GOAL: Below are some records. Say how many of their lines include the string "React", giving only the number.

[Pages as source code]
- - -
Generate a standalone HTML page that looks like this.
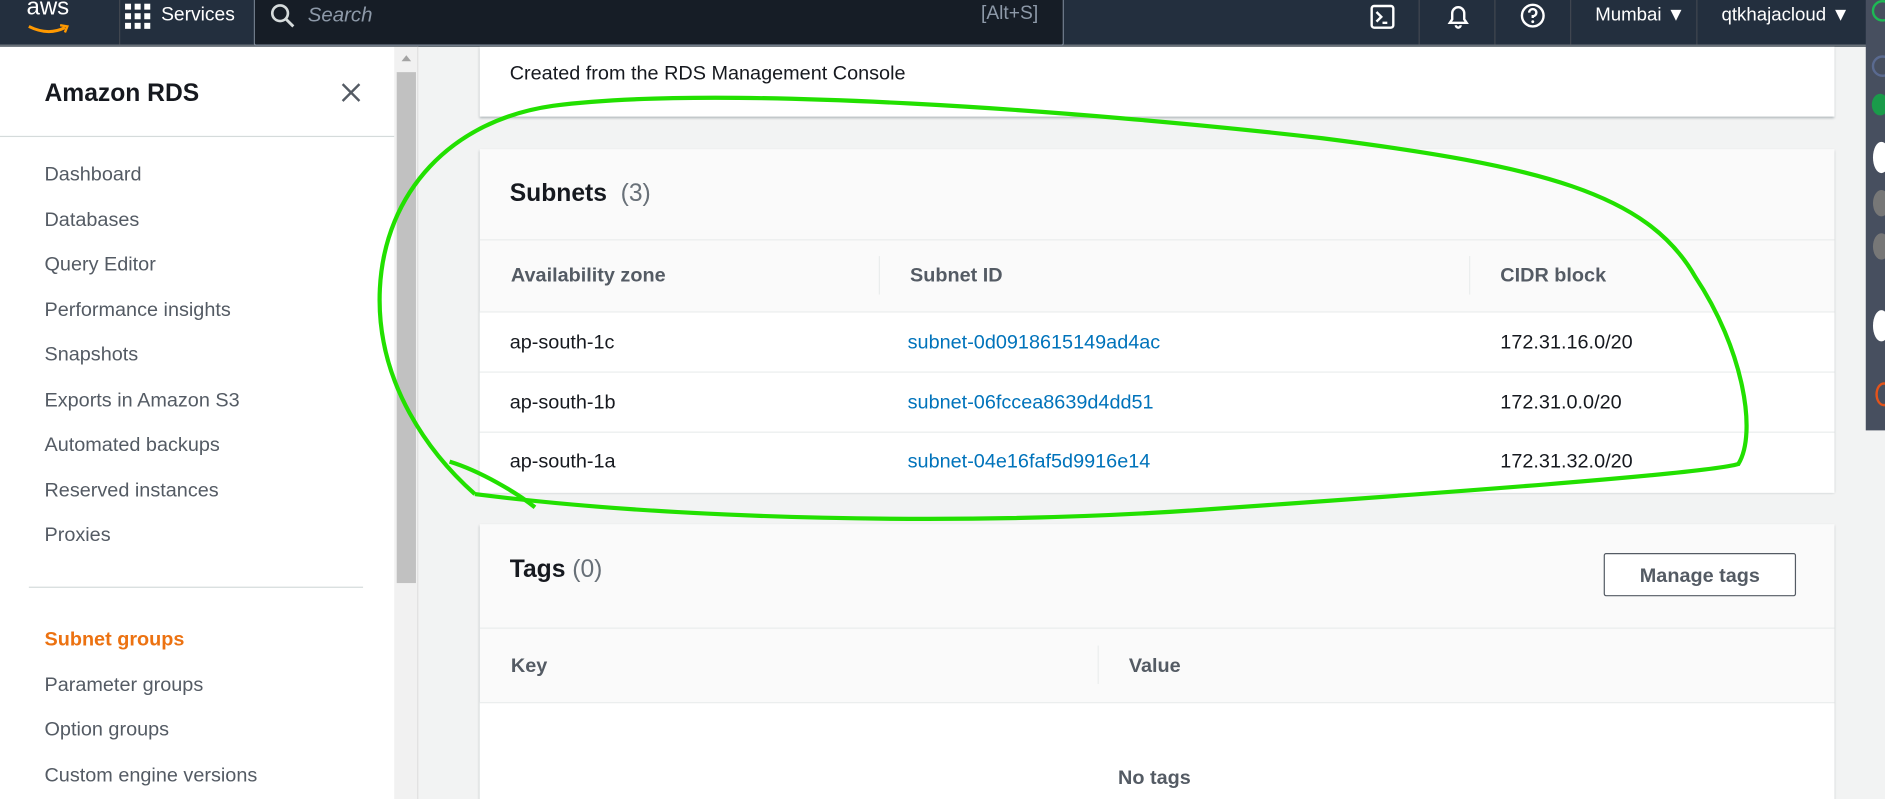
<!DOCTYPE html>
<html><head><meta charset="utf-8"><style>
html,body{margin:0;padding:0;width:1885px;height:799px;overflow:hidden;background:#f2f3f3;}
#s{position:absolute;left:0;top:0;width:1568px;height:665px;transform:scale(1.20217);transform-origin:0 0;font-family:"Liberation Sans",sans-serif;background:#f2f3f3;overflow:hidden}
.a{position:absolute}
.top{left:0;top:0;width:1568px;height:37px;background:#232f3e;border-bottom:2px solid #687078}
.nav{left:37px;font-size:16.5px;color:#545b64}
.card{background:#fff;box-shadow:0 1px 2px rgba(0,28,36,.3);left:399px;width:1127px}
.t{font-size:16.5px;color:#16191f}
.l{font-size:16.5px;color:#0073bb}
.h{font-size:16.5px;font-weight:bold;color:#545b64}
.w{color:#fff;font-size:15.5px}
.dv{top:0;width:1px;height:37px;background:#414750}
</style></head><body><div id="s">
<div class="a top"></div>
<div class="a" style="left:22px;top:-5px;color:#fff;font-size:20px;">aws</div>
<svg class="a" style="left:22px;top:20px" width="36" height="10"><path d="M2 2 Q18 10 32 3" stroke="#ff9900" stroke-width="2.5" fill="none"/><path d="M28 1 L34 2 L32 7" stroke="#ff9900" stroke-width="2" fill="none"/></svg>
<div class="a dv" style="left:99px"></div>
<svg class="a" style="left:104px;top:3px" width="22" height="22" fill="#fff"><rect x="0" y="0" width="5" height="5"/><rect x="8" y="0" width="5" height="5"/><rect x="16" y="0" width="5" height="5"/><rect x="0" y="8" width="5" height="5"/><rect x="8" y="8" width="5" height="5"/><rect x="16" y="8" width="5" height="5"/><rect x="0" y="16" width="5" height="5"/><rect x="8" y="16" width="5" height="5"/><rect x="16" y="16" width="5" height="5"/></svg>
<div class="a w" style="left:134px;top:4px;font-size:16px">Services</div>
<div class="a" style="left:211px;top:-1px;width:672px;height:38px;background:#161d26;border:1px solid #7d8998;border-top:none;border-radius:0 0 2px 2px"></div>
<svg class="a" style="left:224px;top:2px" width="22" height="22"><circle cx="9" cy="9" r="6.5" stroke="#d5dbdb" stroke-width="2.2" fill="none"/><path d="M14 14 L20 20" stroke="#d5dbdb" stroke-width="2.4"/></svg>
<div class="a" style="left:256px;top:3px;color:#8d99a8;font-size:17px;font-style:italic">Search</div>
<div class="a" style="left:816px;top:3px;color:#8d99a8;font-size:16px">[Alt+S]</div>
<svg class="a" style="left:1139px;top:3px" width="22" height="22"><rect x="2" y="2" width="18" height="18" rx="2" stroke="#fff" stroke-width="2" fill="none"/><path d="M6 7 L10 11 L6 15 M11 16 H15" stroke="#fff" stroke-width="2" fill="none"/></svg>
<div class="a dv" style="left:1180px"></div>
<svg class="a" style="left:1202px;top:2px" width="22" height="24"><path d="M4 17 H18 L16 14 V9 A5 5 0 0 0 6 9 V14 Z" stroke="#fff" stroke-width="2" fill="none"/><path d="M9 19 A2 2 0 0 0 13 19" stroke="#fff" stroke-width="2" fill="none"/></svg>
<div class="a dv" style="left:1243px"></div>
<svg class="a" style="left:1264px;top:2px" width="22" height="22"><circle cx="11" cy="11" r="9" stroke="#fff" stroke-width="2" fill="none"/><path d="M8 8.5 A3 3 0 1 1 11 11.5 V13" stroke="#fff" stroke-width="2" fill="none"/><circle cx="11" cy="16" r="1.2" fill="#fff"/></svg>
<div class="a dv" style="left:1306px"></div>
<div class="a w" style="left:1327px;top:4px">Mumbai ▼</div>
<div class="a dv" style="left:1411px"></div>
<div class="a w" style="left:1432px;top:4px">qtkhajacloud ▼</div>
<div class="a" style="left:1552px;top:0;width:16px;height:358px;background:#474f5f"></div>
<div class="a" style="left:1557px;top:0;width:14px;height:14px;border-radius:50%;border:2px solid #1db954"></div>
<div class="a" style="left:1557px;top:46px;width:14px;height:14px;border-radius:50%;border:2px solid #5a6a90"></div>
<div class="a" style="left:1557px;top:78px;width:14px;height:18px;border-radius:50%;background:#1a9b4a"></div>
<div class="a" style="left:1558px;top:118px;width:14px;height:26px;border-radius:50%;background:#fff"></div>
<div class="a" style="left:1558px;top:158px;width:14px;height:22px;border-radius:50%;background:#777"></div>
<div class="a" style="left:1558px;top:194px;width:14px;height:22px;border-radius:50%;background:#777"></div>
<div class="a" style="left:1558px;top:258px;width:14px;height:26px;border-radius:50%;background:#fff"></div>
<div class="a" style="left:1560px;top:318px;width:10px;height:16px;border-radius:50%;border:2px solid #e5531a"></div>

<div class="a" style="left:0;top:39px;width:328px;height:626px;background:#fff"></div>
<div class="a" style="left:37px;top:66px;font-size:20.5px;font-weight:bold;color:#16191f">Amazon RDS</div>
<svg class="a" style="left:283px;top:68px" width="18" height="18"><path d="M2 2 L16 16 M16 2 L2 16" stroke="#545b64" stroke-width="2"/></svg>
<div class="a" style="left:0;top:113px;width:328px;height:1px;background:#d5dbdb"></div>
<div class="a nav" style="top:136px">Dashboard</div>
<div class="a nav" style="top:174px">Databases</div>
<div class="a nav" style="top:211px">Query Editor</div>
<div class="a nav" style="top:249px">Performance insights</div>
<div class="a nav" style="top:286px">Snapshots</div>
<div class="a nav" style="top:324px">Exports in Amazon S3</div>
<div class="a nav" style="top:361px">Automated backups</div>
<div class="a nav" style="top:399px">Reserved instances</div>
<div class="a nav" style="top:436px">Proxies</div>
<div class="a" style="left:24px;top:488px;width:278px;height:1px;background:#d5dbdb"></div>
<div class="a nav" style="top:523px;color:#ec7211;font-weight:bold">Subnet groups</div>
<div class="a nav" style="top:561px">Parameter groups</div>
<div class="a nav" style="top:598px">Option groups</div>
<div class="a nav" style="top:636px">Custom engine versions</div>
<div class="a" style="left:328px;top:39px;width:19px;height:626px;background:#f1f1f1;border-right:1px solid #e0e0e0"></div>
<div class="a" style="left:330px;top:60px;width:16px;height:425px;background:#c1c1c1"></div>
<div class="a" style="left:334px;top:46px;width:0;height:0;border:4px solid transparent;border-bottom:5px solid #a3a3a3;border-top:none"></div>

<div class="a card" style="top:39px;height:58px"></div>
<div class="a t" style="left:424px;top:52px">Created from the RDS Management Console</div>

<div class="a card" style="top:124px;height:285px;background:#fafafa"></div>
<div class="a" style="left:424px;top:149px;font-size:20.5px;font-weight:bold;color:#16191f">Subnets <span style="color:#687078;font-weight:normal">&nbsp;(3)</span></div>
<div class="a" style="left:399px;top:199px;width:1127px;height:1px;background:#eaeded"></div>
<div class="a h" style="left:425px;top:220px">Availability zone</div>
<div class="a" style="left:731px;top:213px;width:1px;height:32px;background:#eaeded"></div>
<div class="a h" style="left:757px;top:220px">Subnet ID</div>
<div class="a" style="left:1222px;top:213px;width:1px;height:32px;background:#eaeded"></div>
<div class="a h" style="left:1248px;top:220px">CIDR block</div>
<div class="a" style="left:399px;top:259px;width:1127px;height:150px;background:#fff;border-top:1px solid #eaeded"></div>
<div class="a" style="left:399px;top:309px;width:1127px;height:1px;background:#eaeded"></div>
<div class="a" style="left:399px;top:359px;width:1127px;height:1px;background:#eaeded"></div>
<div class="a t" style="left:424px;top:276px">ap-south-1c</div>
<div class="a l" style="left:755px;top:276px">subnet-0d0918615149ad4ac</div>
<div class="a t" style="left:1248px;top:276px">172.31.16.0/20</div>
<div class="a t" style="left:424px;top:326px">ap-south-1b</div>
<div class="a l" style="left:755px;top:326px">subnet-06fccea8639d4dd51</div>
<div class="a t" style="left:1248px;top:326px">172.31.0.0/20</div>
<div class="a t" style="left:424px;top:375px">ap-south-1a</div>
<div class="a l" style="left:755px;top:375px">subnet-04e16faf5d9916e14</div>
<div class="a t" style="left:1248px;top:375px">172.31.32.0/20</div>

<div class="a card" style="top:436px;height:240px;background:#fafafa"></div>
<div class="a" style="left:424px;top:462px;font-size:20.5px;font-weight:bold;color:#16191f">Tags <span style="color:#687078;font-weight:normal">(0)</span></div>
<div class="a" style="left:1334px;top:460px;width:158px;height:34px;border:1px solid #545b64;border-radius:2px;background:#fff;font-size:16.5px;font-weight:bold;color:#545b64;text-align:center;line-height:36px">Manage tags</div>
<div class="a" style="left:399px;top:522px;width:1127px;height:1px;background:#eaeded"></div>
<div class="a h" style="left:425px;top:545px">Key</div>
<div class="a" style="left:913px;top:537px;width:1px;height:32px;background:#eaeded"></div>
<div class="a h" style="left:939px;top:545px">Value</div>
<div class="a" style="left:399px;top:584px;width:1127px;height:90px;background:#fff;border-top:1px solid #eaeded"></div>
<div class="a" style="left:930px;top:638px;font-size:16.5px;font-weight:bold;color:#545b64">No tags</div>

<svg class="a" style="left:0;top:0" width="1568" height="665"><path d="M395 411 C 360 380 312 320 316 240 C 320 160 375 100 460 88 C 600 70 900 92 1100 115 C 1280 138 1370 160 1410 230 C 1450 290 1462 360 1446 386 C 1420 394 1200 410 1000 424 C 800 438 560 432 395 411" stroke="#22e000" stroke-width="3.5" fill="none"/><path d="M374 384 C 400 392 430 410 445 422" stroke="#22e000" stroke-width="3.5" fill="none"/></svg>
</div></body></html>
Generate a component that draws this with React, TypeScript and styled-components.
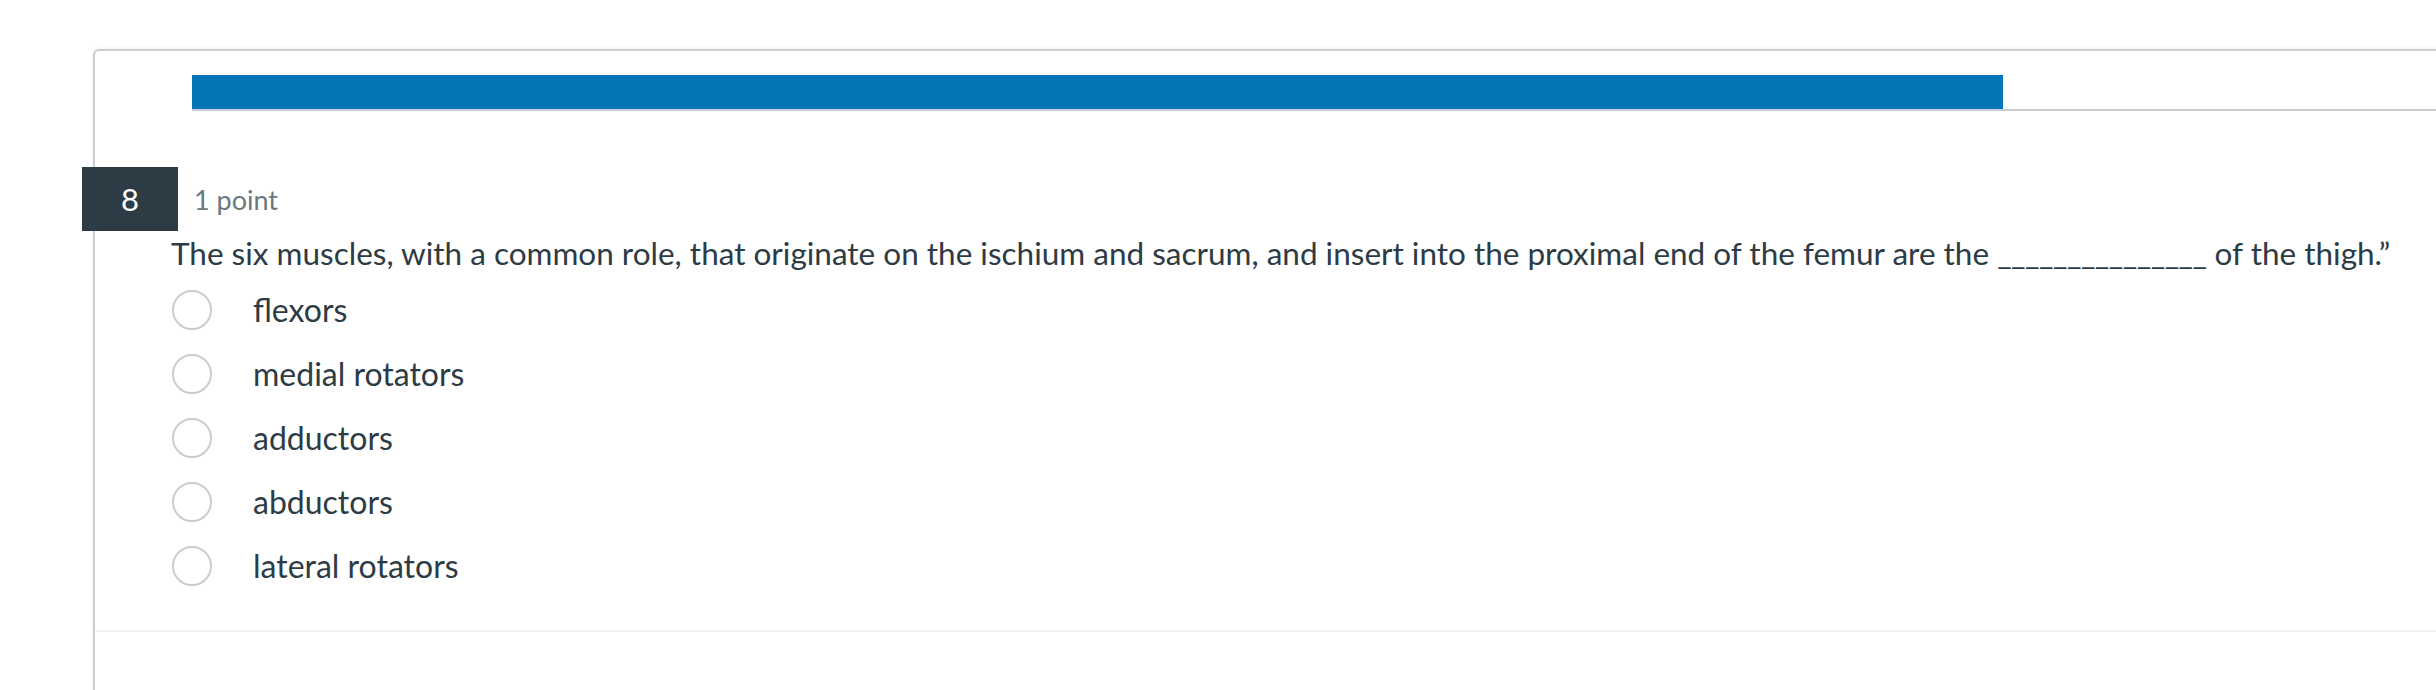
import React from 'react'
import styled, { createGlobalStyle } from 'styled-components'

const colors = {
  ink: '#2d3b45',
  muted: '#6b7780',
  brand: '#0374b5',
  line: '#c7cdd1',
  faint: '#f2f3f4',
}

const answers = ['flexors', 'medial rotators', 'adductors', 'abductors', 'lateral rotators']

const App = () => {
  return (
    <>
      <GlobalStyle />
      <StyledPage>
        <StyledCard>
          <StyledProgressTrack>
            <StyledProgressFill $width={1811} />
          </StyledProgressTrack>
          <StyledQuestionHeader>
            <StyledNumberBadge>{`8`}</StyledNumberBadge>
            <StyledPoints>{`1 point`}</StyledPoints>
          </StyledQuestionHeader>
          <StyledQuestionText>
            {`The six muscles, with a common role, that originate on the ischium and sacrum, and insert into the proximal end of the femur are the `}
            <StyledBlank>{`_______________`}</StyledBlank>
            {` of the thigh.”`}
          </StyledQuestionText>
          <StyledAnswerList>
            {answers.map((answer) => (
              <StyledAnswerRow key={answer}>
                <StyledRadio type="radio" name="q8" aria-label={answer} />
                <StyledAnswerLabel>{answer}</StyledAnswerLabel>
              </StyledAnswerRow>
            ))}
          </StyledAnswerList>
          <StyledFooterRule />
        </StyledCard>
      </StyledPage>
    </>
  )
}

const GlobalStyle = createGlobalStyle`
  html, body {
    margin: 0;
    padding: 0;
    background: #ffffff;
    overflow: hidden;
  }
  body {
    font-family: "Lato", "Liberation Sans", sans-serif;
    color: ${colors.ink};
  }
`

const StyledPage = styled.div`
  width: 2436px;
  height: 690px;
  padding: 49px 0 0 93px;
  box-sizing: border-box;
  overflow: hidden;
`

const StyledCard = styled.div`
  margin-right: -40px;
  min-height: 700px;
  border: 2px solid ${colors.line};
  border-radius: 6px;
  box-shadow: 0 -1px 3px rgba(0, 0, 0, 0.06);
  background: #ffffff;
  padding-top: 24px;
`

const StyledProgressTrack = styled.div`
  margin-left: 97px;
  height: 34px;
  border-bottom: 2px solid ${colors.line};
`

const StyledProgressFill = styled.div<{ $width: number }>`
  width: ${(p) => p.$width}px;
  height: 100%;
  background: ${colors.brand};
`

const StyledQuestionHeader = styled.div`
  display: flex;
  align-items: center;
  margin-top: 56px;
  margin-left: -13px;
  height: 64px;
`

const StyledNumberBadge = styled.div`
  display: flex;
  align-items: center;
  justify-content: center;
  width: 96px;
  height: 64px;
  background: ${colors.ink};
  color: #ffffff;
  font-size: 31px;
`

const StyledPoints = styled.span`
  margin-left: 16px;
  margin-top: 1px;
  font-size: 27px;
  color: ${colors.muted};
`

const StyledQuestionText = styled.p`
  margin: 0 0 2px 76px;
  font-size: 31.5px;
  line-height: 45px;
  white-space: nowrap;
`

const StyledBlank = styled.span`
  letter-spacing: -0.5px;
`

const StyledAnswerList = styled.div`
  display: flex;
  flex-direction: column;
  margin-left: 77px;
`

const StyledAnswerRow = styled.label`
  display: flex;
  align-items: center;
  height: 64px;
`

const StyledRadio = styled.input`
  appearance: none;
  margin: 0;
  width: 40px;
  height: 40px;
  border: 2px solid ${colors.line};
  border-radius: 50%;
  background: #ffffff;
  box-sizing: border-box;
`

const StyledAnswerLabel = styled.span`
  margin-left: 41px;
  font-size: 32px;
  line-height: 36px;
`

const StyledFooterRule = styled.div`
  margin-top: 32px;
  height: 2px;
  background: ${colors.faint};
`

export default App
- - -
OUTPUT: 2